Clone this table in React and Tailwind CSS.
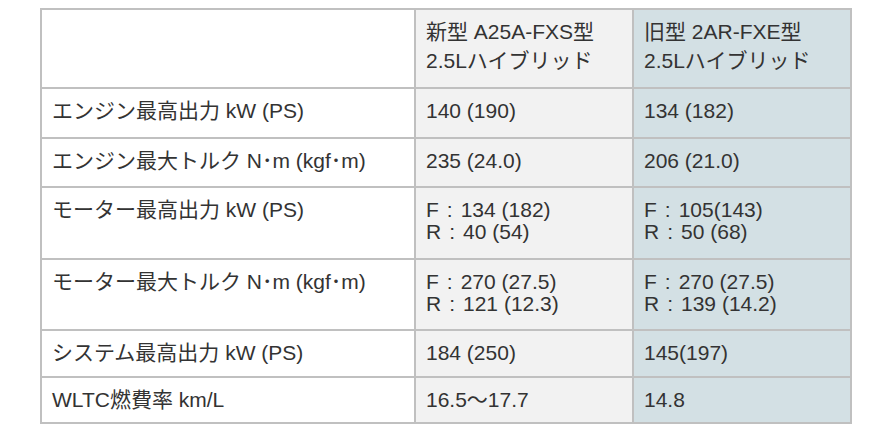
────
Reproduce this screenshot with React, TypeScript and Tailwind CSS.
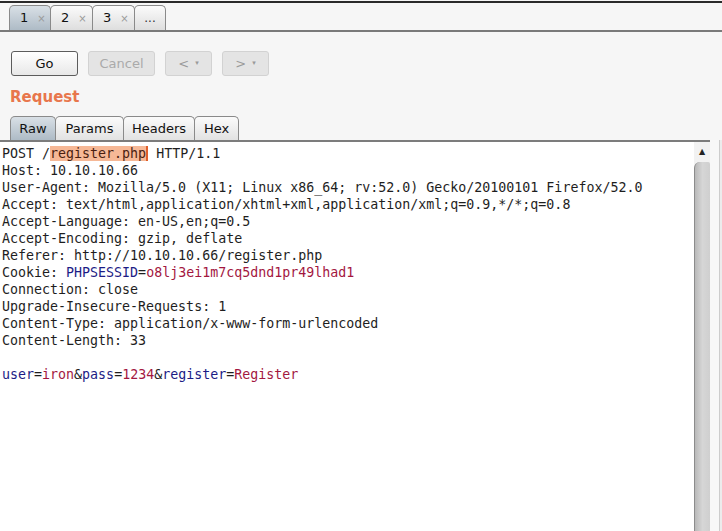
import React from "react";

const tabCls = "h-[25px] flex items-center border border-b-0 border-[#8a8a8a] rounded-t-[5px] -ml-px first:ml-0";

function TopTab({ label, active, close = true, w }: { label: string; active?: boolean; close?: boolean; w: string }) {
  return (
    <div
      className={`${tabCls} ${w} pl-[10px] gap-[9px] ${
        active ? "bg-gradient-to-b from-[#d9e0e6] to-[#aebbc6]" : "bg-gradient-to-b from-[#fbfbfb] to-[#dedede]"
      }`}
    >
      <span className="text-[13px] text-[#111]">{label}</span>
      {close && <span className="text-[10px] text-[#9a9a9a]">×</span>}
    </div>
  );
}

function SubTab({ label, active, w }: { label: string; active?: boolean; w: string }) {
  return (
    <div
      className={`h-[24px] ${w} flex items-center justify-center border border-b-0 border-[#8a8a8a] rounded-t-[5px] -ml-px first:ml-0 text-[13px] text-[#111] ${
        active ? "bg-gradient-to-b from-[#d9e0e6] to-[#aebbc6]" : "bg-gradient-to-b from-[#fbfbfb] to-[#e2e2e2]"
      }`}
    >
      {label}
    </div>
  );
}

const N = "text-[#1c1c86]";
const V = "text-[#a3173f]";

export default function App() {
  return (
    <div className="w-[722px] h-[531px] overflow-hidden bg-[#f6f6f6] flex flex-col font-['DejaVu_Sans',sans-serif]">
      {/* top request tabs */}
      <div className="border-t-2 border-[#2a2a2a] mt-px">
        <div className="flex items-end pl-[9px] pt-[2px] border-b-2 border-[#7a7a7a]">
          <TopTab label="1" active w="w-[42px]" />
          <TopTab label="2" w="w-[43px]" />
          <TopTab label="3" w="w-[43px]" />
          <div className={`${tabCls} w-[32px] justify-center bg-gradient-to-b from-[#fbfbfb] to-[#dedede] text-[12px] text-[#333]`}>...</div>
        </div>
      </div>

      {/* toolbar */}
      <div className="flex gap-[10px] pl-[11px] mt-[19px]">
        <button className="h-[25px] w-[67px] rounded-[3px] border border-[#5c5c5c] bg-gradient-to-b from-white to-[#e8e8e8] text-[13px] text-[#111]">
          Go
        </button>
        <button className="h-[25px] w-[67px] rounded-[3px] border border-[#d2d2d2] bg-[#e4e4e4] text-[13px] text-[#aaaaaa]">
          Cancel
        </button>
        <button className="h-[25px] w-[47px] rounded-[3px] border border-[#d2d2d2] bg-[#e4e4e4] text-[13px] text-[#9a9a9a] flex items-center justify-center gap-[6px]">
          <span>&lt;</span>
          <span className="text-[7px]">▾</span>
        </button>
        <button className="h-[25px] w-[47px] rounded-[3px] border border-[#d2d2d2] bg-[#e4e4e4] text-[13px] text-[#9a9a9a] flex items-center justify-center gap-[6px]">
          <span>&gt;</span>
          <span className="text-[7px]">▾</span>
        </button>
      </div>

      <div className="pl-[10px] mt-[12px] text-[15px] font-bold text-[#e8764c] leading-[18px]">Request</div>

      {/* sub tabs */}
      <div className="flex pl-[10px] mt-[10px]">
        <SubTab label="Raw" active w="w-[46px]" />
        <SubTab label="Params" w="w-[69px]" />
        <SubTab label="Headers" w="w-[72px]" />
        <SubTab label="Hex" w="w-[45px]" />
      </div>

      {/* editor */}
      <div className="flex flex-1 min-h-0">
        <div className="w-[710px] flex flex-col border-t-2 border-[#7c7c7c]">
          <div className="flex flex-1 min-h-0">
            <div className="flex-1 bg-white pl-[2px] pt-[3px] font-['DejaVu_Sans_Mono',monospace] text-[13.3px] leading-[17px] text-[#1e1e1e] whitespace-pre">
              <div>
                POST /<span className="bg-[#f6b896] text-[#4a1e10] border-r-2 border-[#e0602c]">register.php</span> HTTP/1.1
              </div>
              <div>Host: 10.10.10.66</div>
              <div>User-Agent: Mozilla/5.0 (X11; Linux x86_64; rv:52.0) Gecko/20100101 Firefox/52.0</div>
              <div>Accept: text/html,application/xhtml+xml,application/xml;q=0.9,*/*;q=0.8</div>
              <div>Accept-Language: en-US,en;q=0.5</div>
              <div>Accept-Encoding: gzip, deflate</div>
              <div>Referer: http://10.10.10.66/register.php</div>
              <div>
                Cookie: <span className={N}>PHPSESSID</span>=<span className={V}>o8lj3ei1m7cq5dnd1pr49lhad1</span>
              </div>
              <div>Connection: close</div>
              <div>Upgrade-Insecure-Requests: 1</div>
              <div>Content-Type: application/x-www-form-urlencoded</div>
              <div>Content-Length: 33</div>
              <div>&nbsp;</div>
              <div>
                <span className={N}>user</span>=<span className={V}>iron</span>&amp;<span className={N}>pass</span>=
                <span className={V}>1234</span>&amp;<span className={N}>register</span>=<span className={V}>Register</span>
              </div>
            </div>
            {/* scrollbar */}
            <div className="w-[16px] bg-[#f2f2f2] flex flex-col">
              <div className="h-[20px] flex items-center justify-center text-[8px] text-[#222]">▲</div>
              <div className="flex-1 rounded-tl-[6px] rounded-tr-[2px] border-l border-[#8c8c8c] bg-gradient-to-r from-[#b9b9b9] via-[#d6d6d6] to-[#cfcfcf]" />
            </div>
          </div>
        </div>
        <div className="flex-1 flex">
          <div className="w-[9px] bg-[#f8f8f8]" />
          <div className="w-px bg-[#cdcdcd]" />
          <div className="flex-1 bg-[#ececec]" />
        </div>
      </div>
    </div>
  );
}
────
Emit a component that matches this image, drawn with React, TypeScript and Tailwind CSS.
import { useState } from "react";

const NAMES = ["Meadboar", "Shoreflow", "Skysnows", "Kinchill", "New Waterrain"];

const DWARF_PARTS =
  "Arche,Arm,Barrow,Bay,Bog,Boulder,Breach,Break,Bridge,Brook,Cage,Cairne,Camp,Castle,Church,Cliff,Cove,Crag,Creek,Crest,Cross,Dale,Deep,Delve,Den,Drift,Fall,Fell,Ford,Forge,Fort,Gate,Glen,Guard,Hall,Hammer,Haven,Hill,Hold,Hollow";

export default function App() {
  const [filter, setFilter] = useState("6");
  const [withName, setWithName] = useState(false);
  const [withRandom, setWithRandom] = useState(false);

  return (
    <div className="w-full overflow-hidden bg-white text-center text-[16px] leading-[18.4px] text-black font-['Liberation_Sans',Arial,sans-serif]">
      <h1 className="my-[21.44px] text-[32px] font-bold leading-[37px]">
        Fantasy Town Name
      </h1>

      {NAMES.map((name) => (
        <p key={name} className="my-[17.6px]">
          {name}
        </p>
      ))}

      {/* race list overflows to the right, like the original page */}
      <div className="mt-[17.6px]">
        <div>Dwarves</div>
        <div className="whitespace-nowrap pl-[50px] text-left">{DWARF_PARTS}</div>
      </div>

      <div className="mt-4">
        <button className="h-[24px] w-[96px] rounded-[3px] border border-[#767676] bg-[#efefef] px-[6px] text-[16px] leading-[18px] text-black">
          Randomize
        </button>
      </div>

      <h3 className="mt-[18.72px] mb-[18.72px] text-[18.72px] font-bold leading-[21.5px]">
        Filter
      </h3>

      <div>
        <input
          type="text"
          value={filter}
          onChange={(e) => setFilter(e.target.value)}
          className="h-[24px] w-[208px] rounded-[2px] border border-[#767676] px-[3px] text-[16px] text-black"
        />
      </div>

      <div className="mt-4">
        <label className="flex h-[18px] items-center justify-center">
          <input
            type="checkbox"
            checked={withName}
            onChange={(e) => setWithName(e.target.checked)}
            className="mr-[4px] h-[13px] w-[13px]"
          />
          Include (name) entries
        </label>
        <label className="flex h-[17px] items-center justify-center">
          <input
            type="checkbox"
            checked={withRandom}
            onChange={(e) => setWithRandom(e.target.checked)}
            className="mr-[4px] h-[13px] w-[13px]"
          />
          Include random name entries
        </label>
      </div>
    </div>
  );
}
────
**TASK PROMPT**
Gather all lines of the records that include the word "Tailwind".

**IN RESPONSE**
Clone this table in React and Tailwind CSS.
Reproduce this screenshot with React, TypeScript and Tailwind CSS.
Emit a component that matches this image, drawn with React, TypeScript and Tailwind CSS.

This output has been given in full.